**GIVEN DATA:**
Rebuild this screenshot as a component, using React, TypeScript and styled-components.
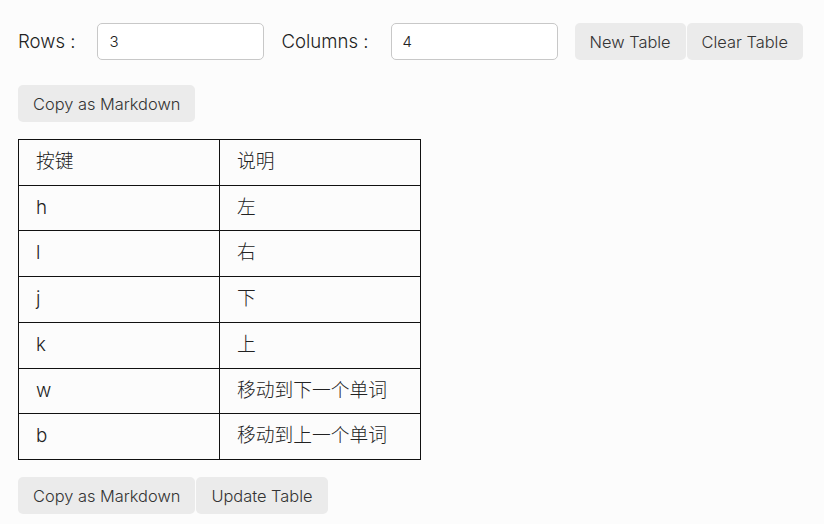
import { useState } from "react";
import styled, { createGlobalStyle } from "styled-components";

const GlobalStyle = createGlobalStyle`
    html, body {
        margin: 0;
        padding: 0;
        background: #fcfcfc;
    }
    body {
        font-family: Inter, "Noto Sans CJK SC", sans-serif;
        color: #222;
    }
`;

const Page = styled.main`
    padding: 23px 18px;
    display: flex;
    flex-direction: column;
    align-items: flex-start;
`;

const Toolbar = styled.div`
    display: flex;
    align-items: center;
    height: 36px;
`;

const Label = styled.label`
    font-size: 18.6px;
    font-weight: 300;
    color: #222;
    margin-right: 22px;
`;

const SizeInput = styled.input`
    box-sizing: border-box;
    width: 167px;
    height: 37px;
    padding: 0 11px;
    margin-right: 17px;
    border: 1px solid #c8c8c8;
    border-radius: 5px;
    background: #fff;
    font-family: Inter, sans-serif;
    font-size: 15px;
    font-weight: 300;
    color: #222;
    outline: none;
`;

const ButtonGroup = styled.div<{ $top: number }>`
    display: flex;
    gap: 1px;
    margin-top: ${(p) => p.$top}px;
`;

const Button = styled.button`
    box-sizing: border-box;
    height: 37px;
    padding: 1px 15px 0;
    border: none;
    border-radius: 5px;
    background: #ebebeb;
    font-family: Inter, sans-serif;
    font-size: 16.4px;
    font-weight: 300;
    color: #333;
    cursor: pointer;
`;

const Grid = styled.table`
    margin-top: 17px;
    border-collapse: collapse;
    width: 403px;
    table-layout: fixed;
`;

const Cell = styled.td`
    border: 1px solid #111;
    padding: 8px 17px;
    height: 28.7px;
    font-size: 18.75px;
    font-weight: 300;
    line-height: 28.7px;
    font-family: Inter, "Noto Sans CJK SC", sans-serif;
    color: #222;
`;

const rows = [
    ["按键", "说明"],
    ["h", "左"],
    ["l", "右"],
    ["j", "下"],
    ["k", "上"],
    ["w", "移动到下一个单词"],
    ["b", "移动到上一个单词"],
];

export default function App() {
    const [rowCount, setRowCount] = useState("3");
    const [colCount, setColCount] = useState("4");

    return (
        <>
            <GlobalStyle />
            <Page>
                <Toolbar>
                    <Label>Rows :</Label>
                    <SizeInput value={rowCount} onChange={(e) => setRowCount(e.target.value)} />
                    <Label>Columns :</Label>
                    <SizeInput value={colCount} onChange={(e) => setColCount(e.target.value)} />
                    <ButtonGroup $top={0}>
                        <Button>New Table</Button>
                        <Button>Clear Table</Button>
                    </ButtonGroup>
                </Toolbar>
                <ButtonGroup $top={26}>
                    <Button>Copy as Markdown</Button>
                </ButtonGroup>
                <Grid>
                    <tbody>
                        {rows.map((r, i) => (
                            <tr key={i}>
                                {r.map((c, j) => (
                                    <Cell key={j}>{c}</Cell>
                                ))}
                            </tr>
                        ))}
                    </tbody>
                </Grid>
                <ButtonGroup $top={17}>
                    <Button>Copy as Markdown</Button>
                    <Button>Update Table</Button>
                </ButtonGroup>
            </Page>
        </>
    );
}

**TASK DETAILS:**
Copy the listing over exactly, skipping the pictures it holds.

**FINISHED ANSWER:**
Rebuild this screenshot as a component, using React, TypeScript and styled-components.
import { useState } from "react";
import styled, { createGlobalStyle } from "styled-components";

const GlobalStyle = createGlobalStyle`
    html, body {
        margin: 0;
        padding: 0;
        background: #fcfcfc;
    }
    body {
        font-family: Inter, "Noto Sans CJK SC", sans-serif;
        color: #222;
    }
`;

const Page = styled.main`
    padding: 23px 18px;
    display: flex;
    flex-direction: column;
    align-items: flex-start;
`;

const Toolbar = styled.div`
    display: flex;
    align-items: center;
    height: 36px;
`;

const Label = styled.label`
    font-size: 18.6px;
    font-weight: 300;
    color: #222;
    margin-right: 22px;
`;

const SizeInput = styled.input`
    box-sizing: border-box;
    width: 167px;
    height: 37px;
    padding: 0 11px;
    margin-right: 17px;
    border: 1px solid #c8c8c8;
    border-radius: 5px;
    background: #fff;
    font-family: Inter, sans-serif;
    font-size: 15px;
    font-weight: 300;
    color: #222;
    outline: none;
`;

const ButtonGroup = styled.div<{ $top: number }>`
    display: flex;
    gap: 1px;
    margin-top: ${(p) => p.$top}px;
`;

const Button = styled.button`
    box-sizing: border-box;
    height: 37px;
    padding: 1px 15px 0;
    border: none;
    border-radius: 5px;
    background: #ebebeb;
    font-family: Inter, sans-serif;
    font-size: 16.4px;
    font-weight: 300;
    color: #333;
    cursor: pointer;
`;

const Grid = styled.table`
    margin-top: 17px;
    border-collapse: collapse;
    width: 403px;
    table-layout: fixed;
`;

const Cell = styled.td`
    border: 1px solid #111;
    padding: 8px 17px;
    height: 28.7px;
    font-size: 18.75px;
    font-weight: 300;
    line-height: 28.7px;
    font-family: Inter, "Noto Sans CJK SC", sans-serif;
    color: #222;
`;

const rows = [
    ["按键", "说明"],
    ["h", "左"],
    ["l", "右"],
    ["j", "下"],
    ["k", "上"],
    ["w", "移动到下一个单词"],
    ["b", "移动到上一个单词"],
];

export default function App() {
    const [rowCount, setRowCount] = useState("3");
    const [colCount, setColCount] = useState("4");

    return (
        <>
            <GlobalStyle />
            <Page>
                <Toolbar>
                    <Label>Rows :</Label>
                    <SizeInput value={rowCount} onChange={(e) => setRowCount(e.target.value)} />
                    <Label>Columns :</Label>
                    <SizeInput value={colCount} onChange={(e) => setColCount(e.target.value)} />
                    <ButtonGroup $top={0}>
                        <Button>New Table</Button>
                        <Button>Clear Table</Button>
                    </ButtonGroup>
                </Toolbar>
                <ButtonGroup $top={26}>
                    <Button>Copy as Markdown</Button>
                </ButtonGroup>
                <Grid>
                    <tbody>
                        {rows.map((r, i) => (
                            <tr key={i}>
                                {r.map((c, j) => (
                                    <Cell key={j}>{c}</Cell>
                                ))}
                            </tr>
                        ))}
                    </tbody>
                </Grid>
                <ButtonGroup $top={17}>
                    <Button>Copy as Markdown</Button>
                    <Button>Update Table</Button>
                </ButtonGroup>
            </Page>
        </>
    );
}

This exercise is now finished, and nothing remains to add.